Your task: Nothing outside the lines from the one containing "Write the React" down to the one containing "align-top border border-t-[#3a3a3a]" belongs in the copy; print that span exactly, both ends included, with pictures removed.

Records for this task:
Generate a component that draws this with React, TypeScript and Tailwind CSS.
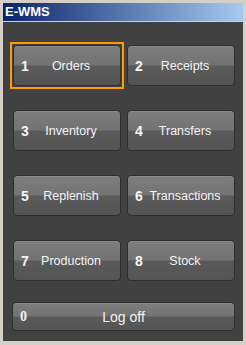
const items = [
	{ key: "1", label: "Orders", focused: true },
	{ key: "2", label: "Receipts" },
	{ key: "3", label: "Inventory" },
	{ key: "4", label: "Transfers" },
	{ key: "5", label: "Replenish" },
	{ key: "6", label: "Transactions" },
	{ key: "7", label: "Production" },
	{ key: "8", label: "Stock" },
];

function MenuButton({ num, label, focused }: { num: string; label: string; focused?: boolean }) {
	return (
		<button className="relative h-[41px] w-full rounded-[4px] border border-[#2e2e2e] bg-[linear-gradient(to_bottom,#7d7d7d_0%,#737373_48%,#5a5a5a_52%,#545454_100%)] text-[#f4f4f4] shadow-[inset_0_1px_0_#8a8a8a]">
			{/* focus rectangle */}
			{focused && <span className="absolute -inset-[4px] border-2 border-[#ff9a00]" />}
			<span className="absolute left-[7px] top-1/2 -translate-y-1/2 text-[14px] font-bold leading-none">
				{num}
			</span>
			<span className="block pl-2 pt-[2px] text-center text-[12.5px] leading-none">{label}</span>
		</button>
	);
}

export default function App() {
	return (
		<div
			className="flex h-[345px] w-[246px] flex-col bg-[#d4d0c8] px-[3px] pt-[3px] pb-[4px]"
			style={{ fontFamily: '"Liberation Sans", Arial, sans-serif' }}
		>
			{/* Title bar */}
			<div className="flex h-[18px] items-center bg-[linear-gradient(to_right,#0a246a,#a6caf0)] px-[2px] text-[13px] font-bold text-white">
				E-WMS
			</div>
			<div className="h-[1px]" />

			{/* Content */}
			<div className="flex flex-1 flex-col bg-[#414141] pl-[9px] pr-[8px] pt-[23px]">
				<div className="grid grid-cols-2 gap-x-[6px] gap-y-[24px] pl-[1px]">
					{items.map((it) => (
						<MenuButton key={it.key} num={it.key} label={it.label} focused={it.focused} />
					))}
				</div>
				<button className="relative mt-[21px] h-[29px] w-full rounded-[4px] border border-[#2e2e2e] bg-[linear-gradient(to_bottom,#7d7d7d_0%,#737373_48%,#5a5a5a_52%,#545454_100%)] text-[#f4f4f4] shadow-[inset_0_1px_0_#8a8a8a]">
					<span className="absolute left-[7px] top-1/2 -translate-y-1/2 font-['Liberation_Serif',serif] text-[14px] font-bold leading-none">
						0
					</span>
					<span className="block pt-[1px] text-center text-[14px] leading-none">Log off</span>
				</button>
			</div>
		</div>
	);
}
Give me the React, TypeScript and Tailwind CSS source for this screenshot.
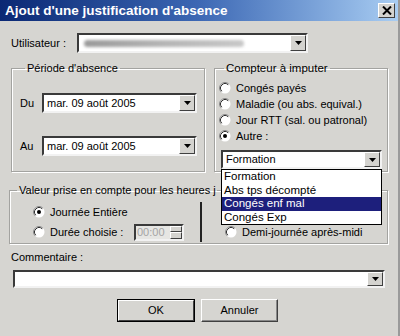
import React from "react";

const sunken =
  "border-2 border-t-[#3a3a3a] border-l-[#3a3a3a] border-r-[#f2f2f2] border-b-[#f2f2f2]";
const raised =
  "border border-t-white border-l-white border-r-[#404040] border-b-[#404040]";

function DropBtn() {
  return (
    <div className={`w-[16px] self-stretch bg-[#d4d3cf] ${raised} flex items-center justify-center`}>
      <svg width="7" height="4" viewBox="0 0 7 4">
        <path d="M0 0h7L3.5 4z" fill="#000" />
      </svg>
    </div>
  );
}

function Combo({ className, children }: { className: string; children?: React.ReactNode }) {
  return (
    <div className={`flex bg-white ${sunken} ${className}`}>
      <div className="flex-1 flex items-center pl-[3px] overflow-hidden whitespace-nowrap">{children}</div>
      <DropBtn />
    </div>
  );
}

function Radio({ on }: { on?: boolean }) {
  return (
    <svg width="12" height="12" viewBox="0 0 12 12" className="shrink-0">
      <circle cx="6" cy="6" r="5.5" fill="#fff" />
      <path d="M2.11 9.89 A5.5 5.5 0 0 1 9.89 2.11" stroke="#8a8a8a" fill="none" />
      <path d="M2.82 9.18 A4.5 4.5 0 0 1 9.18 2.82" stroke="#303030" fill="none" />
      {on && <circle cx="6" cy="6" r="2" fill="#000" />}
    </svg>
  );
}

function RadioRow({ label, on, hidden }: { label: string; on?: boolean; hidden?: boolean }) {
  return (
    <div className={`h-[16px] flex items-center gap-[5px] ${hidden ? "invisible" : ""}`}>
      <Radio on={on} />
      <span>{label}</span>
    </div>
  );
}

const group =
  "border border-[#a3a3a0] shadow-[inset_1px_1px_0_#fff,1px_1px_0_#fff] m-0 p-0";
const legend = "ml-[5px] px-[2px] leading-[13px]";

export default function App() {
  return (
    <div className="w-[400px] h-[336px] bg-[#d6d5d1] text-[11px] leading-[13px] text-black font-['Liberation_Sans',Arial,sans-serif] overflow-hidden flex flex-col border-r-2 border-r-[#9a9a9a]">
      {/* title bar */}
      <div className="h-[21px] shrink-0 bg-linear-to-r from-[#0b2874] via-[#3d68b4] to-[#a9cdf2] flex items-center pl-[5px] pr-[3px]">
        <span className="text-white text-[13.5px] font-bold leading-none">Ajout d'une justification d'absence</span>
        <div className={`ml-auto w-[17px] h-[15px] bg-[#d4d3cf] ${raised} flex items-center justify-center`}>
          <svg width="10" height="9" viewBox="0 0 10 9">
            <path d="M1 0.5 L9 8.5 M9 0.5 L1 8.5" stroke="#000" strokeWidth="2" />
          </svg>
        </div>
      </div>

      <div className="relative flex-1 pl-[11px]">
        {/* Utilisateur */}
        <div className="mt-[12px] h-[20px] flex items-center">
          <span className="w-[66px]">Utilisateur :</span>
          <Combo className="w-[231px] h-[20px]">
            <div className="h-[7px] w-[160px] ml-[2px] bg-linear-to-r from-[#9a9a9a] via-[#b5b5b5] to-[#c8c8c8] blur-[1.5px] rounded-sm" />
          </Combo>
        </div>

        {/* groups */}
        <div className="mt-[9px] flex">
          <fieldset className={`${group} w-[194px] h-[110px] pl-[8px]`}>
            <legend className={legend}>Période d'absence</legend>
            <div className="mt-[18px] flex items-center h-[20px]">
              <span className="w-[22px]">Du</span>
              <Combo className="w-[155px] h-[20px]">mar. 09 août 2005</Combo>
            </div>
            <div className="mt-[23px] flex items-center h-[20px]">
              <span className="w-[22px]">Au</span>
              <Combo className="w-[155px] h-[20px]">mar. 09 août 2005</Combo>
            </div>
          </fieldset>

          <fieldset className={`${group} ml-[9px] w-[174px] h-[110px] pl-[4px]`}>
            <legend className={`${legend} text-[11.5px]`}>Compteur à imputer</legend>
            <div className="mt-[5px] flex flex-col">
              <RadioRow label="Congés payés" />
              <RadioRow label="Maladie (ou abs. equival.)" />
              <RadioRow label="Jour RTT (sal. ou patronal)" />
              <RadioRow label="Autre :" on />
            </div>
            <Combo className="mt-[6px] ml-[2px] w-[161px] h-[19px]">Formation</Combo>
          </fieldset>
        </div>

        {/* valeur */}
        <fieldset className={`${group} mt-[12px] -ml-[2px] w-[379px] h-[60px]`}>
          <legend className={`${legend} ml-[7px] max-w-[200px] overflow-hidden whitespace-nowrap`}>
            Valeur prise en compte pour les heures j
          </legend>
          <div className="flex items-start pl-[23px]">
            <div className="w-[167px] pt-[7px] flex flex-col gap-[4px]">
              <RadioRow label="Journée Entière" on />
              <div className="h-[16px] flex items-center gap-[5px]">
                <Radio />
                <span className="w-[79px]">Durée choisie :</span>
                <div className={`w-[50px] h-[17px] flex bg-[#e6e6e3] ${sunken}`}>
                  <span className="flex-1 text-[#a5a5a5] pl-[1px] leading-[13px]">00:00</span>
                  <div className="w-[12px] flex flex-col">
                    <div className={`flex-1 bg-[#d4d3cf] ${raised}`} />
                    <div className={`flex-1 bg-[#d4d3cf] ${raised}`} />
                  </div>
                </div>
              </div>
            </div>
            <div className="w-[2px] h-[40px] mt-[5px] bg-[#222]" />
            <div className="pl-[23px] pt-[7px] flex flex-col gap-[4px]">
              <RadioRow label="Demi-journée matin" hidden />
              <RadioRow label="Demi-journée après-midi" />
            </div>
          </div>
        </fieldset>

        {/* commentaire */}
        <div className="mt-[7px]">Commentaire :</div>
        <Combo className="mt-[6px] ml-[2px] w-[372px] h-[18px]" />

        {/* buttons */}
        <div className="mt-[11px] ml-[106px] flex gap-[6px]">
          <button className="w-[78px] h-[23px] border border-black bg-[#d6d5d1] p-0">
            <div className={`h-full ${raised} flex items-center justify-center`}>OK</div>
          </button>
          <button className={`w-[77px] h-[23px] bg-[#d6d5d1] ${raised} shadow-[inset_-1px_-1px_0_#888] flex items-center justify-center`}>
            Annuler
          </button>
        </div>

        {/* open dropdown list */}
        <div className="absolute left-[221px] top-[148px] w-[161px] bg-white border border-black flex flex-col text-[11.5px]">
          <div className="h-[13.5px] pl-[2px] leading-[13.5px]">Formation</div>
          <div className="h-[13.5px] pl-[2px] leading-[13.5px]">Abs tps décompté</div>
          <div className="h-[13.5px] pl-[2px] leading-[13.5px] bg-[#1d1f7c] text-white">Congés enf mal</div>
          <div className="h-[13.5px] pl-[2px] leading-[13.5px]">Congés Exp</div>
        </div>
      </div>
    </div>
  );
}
* * *
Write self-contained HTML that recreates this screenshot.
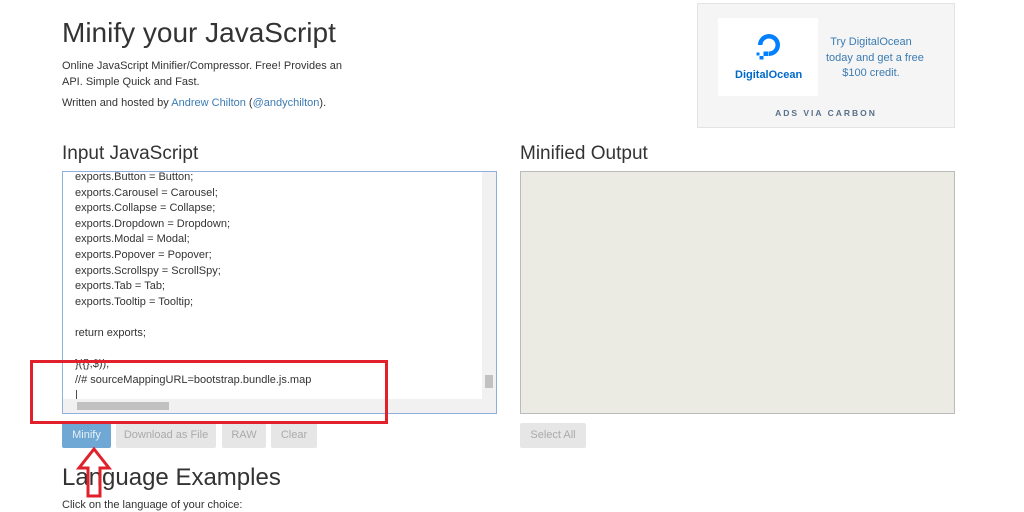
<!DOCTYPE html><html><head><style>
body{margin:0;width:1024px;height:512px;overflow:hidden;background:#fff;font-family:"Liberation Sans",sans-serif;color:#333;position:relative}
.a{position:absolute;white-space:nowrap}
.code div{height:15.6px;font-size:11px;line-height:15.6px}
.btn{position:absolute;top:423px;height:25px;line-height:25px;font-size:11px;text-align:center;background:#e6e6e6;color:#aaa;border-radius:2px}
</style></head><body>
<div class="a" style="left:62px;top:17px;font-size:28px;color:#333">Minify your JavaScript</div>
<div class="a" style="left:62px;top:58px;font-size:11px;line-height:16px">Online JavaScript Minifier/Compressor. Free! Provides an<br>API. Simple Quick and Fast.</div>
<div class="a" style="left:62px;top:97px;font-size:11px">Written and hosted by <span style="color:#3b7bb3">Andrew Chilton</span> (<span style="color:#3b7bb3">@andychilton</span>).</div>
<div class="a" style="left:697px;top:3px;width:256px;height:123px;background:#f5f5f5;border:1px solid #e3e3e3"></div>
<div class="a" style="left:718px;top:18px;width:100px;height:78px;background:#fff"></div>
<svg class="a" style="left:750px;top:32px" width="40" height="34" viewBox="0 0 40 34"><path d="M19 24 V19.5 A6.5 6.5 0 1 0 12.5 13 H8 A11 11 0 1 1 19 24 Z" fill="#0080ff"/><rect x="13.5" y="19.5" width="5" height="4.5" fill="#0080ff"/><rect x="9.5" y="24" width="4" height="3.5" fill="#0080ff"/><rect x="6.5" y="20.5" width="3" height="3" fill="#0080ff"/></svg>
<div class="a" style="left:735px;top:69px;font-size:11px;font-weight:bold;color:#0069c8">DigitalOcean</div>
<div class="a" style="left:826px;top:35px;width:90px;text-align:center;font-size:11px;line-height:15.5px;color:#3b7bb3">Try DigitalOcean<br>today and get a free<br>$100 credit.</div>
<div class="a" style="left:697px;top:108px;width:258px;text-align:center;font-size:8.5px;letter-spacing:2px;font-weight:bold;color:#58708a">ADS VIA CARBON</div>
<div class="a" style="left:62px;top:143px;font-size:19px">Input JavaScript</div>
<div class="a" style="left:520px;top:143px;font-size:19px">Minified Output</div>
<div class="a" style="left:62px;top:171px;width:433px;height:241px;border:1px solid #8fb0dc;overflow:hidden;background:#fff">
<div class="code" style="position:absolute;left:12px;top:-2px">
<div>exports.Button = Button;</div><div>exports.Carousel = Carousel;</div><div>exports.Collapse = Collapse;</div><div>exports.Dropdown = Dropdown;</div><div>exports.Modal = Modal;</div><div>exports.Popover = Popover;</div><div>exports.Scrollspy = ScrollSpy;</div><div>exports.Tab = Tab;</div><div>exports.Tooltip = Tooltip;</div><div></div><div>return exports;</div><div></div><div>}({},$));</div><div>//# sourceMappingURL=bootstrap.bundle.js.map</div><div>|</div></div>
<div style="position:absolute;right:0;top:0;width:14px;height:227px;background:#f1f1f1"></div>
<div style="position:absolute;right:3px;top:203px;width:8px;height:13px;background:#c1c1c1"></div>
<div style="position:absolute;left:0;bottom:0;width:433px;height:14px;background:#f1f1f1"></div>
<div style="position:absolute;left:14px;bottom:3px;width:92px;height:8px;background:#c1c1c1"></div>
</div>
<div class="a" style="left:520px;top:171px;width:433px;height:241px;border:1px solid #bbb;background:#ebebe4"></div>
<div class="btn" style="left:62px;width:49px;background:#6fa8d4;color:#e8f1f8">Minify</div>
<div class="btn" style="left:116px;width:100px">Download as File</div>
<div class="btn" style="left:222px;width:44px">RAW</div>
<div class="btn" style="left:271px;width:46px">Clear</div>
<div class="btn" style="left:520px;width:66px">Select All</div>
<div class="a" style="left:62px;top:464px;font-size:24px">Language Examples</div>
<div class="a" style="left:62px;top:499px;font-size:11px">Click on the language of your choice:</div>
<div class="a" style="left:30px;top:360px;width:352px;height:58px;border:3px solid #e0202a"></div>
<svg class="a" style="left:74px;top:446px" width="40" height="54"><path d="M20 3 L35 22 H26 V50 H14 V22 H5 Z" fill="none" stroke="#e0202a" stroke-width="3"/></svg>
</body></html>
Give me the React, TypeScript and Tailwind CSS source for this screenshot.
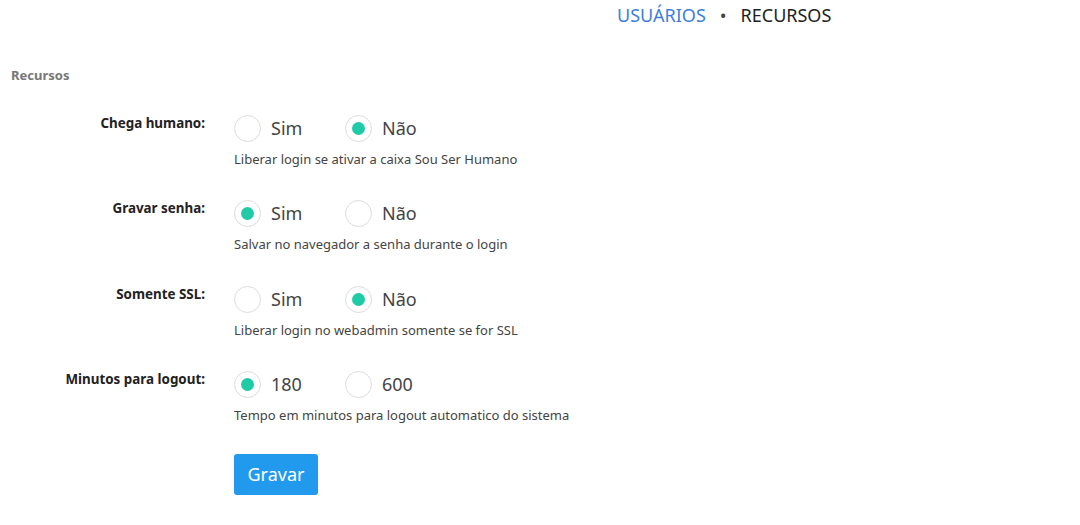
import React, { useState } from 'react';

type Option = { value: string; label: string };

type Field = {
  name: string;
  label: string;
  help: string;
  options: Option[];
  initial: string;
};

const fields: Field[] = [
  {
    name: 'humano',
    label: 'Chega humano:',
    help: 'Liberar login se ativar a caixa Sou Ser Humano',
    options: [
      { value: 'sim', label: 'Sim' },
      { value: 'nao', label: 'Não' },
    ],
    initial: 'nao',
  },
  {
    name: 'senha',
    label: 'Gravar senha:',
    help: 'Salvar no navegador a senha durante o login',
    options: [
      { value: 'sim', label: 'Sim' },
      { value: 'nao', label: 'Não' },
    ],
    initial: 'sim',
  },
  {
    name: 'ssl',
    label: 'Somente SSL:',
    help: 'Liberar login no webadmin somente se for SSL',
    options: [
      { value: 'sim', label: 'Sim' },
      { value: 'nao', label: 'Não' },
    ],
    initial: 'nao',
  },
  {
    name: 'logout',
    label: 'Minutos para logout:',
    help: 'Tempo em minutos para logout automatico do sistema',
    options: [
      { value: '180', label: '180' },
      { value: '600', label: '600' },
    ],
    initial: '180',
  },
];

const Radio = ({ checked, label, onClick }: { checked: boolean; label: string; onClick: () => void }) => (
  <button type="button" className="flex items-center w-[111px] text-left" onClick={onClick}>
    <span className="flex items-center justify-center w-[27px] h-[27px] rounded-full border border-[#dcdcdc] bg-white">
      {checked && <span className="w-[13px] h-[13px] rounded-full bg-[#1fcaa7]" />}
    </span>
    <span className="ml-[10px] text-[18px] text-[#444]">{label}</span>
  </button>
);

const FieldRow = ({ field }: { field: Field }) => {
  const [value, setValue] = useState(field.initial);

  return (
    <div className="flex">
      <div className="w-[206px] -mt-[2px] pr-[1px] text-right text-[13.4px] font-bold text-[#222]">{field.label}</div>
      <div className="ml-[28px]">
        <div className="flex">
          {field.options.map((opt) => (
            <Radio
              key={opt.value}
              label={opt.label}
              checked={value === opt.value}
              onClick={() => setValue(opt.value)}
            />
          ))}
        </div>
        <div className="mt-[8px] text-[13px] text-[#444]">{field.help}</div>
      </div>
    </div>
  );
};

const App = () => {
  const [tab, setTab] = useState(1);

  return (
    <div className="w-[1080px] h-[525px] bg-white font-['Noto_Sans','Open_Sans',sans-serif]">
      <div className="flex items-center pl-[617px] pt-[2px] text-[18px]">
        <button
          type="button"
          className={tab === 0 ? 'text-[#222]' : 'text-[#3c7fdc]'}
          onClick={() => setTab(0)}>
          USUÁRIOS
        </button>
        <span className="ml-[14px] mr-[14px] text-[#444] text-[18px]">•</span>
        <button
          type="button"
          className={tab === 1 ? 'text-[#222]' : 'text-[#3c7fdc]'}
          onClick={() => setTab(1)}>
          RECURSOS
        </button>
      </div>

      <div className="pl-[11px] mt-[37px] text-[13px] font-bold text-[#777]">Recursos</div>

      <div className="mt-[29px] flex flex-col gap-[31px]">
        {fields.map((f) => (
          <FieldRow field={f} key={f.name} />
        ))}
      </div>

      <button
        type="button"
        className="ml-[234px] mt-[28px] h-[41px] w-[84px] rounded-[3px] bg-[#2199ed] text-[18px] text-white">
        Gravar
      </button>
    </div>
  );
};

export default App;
...
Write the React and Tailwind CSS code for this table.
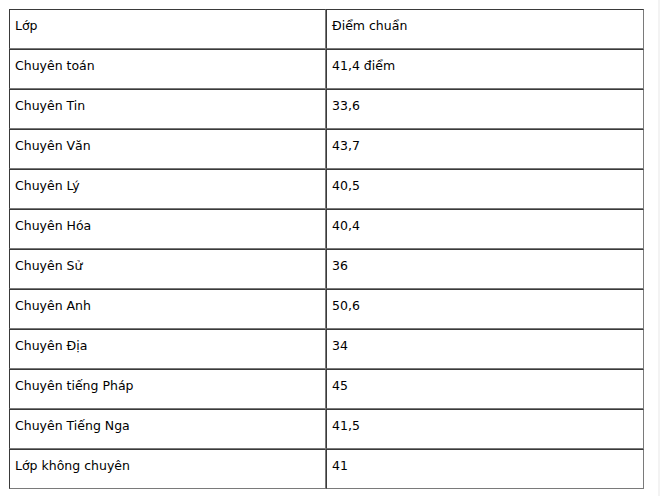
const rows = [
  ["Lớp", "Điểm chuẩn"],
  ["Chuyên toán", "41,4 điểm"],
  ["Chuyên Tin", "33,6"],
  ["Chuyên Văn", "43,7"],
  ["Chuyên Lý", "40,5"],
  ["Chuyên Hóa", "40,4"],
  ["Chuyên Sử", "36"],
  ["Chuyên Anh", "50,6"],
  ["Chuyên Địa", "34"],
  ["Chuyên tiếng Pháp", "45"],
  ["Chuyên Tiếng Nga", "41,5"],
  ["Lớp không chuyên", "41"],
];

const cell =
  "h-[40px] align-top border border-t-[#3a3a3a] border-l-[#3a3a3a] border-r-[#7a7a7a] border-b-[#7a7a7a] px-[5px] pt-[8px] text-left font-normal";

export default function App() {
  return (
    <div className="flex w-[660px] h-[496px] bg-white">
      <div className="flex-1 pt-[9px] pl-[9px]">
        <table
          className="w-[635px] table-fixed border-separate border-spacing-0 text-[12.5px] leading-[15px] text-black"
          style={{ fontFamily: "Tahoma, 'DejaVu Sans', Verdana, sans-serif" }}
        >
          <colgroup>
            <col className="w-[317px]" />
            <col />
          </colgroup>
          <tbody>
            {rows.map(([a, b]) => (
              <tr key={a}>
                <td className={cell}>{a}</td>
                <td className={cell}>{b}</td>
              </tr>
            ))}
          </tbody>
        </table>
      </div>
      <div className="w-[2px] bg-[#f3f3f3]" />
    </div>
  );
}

Written solution:
Write the React and Tailwind CSS code for this table.
const rows = [
  ["Lớp", "Điểm chuẩn"],
  ["Chuyên toán", "41,4 điểm"],
  ["Chuyên Tin", "33,6"],
  ["Chuyên Văn", "43,7"],
  ["Chuyên Lý", "40,5"],
  ["Chuyên Hóa", "40,4"],
  ["Chuyên Sử", "36"],
  ["Chuyên Anh", "50,6"],
  ["Chuyên Địa", "34"],
  ["Chuyên tiếng Pháp", "45"],
  ["Chuyên Tiếng Nga", "41,5"],
  ["Lớp không chuyên", "41"],
];

const cell =
  "h-[40px] align-top border border-t-[#3a3a3a] border-l-[#3a3a3a] border-r-[#7a7a7a] border-b-[#7a7a7a] px-[5px] pt-[8px] text-left font-normal";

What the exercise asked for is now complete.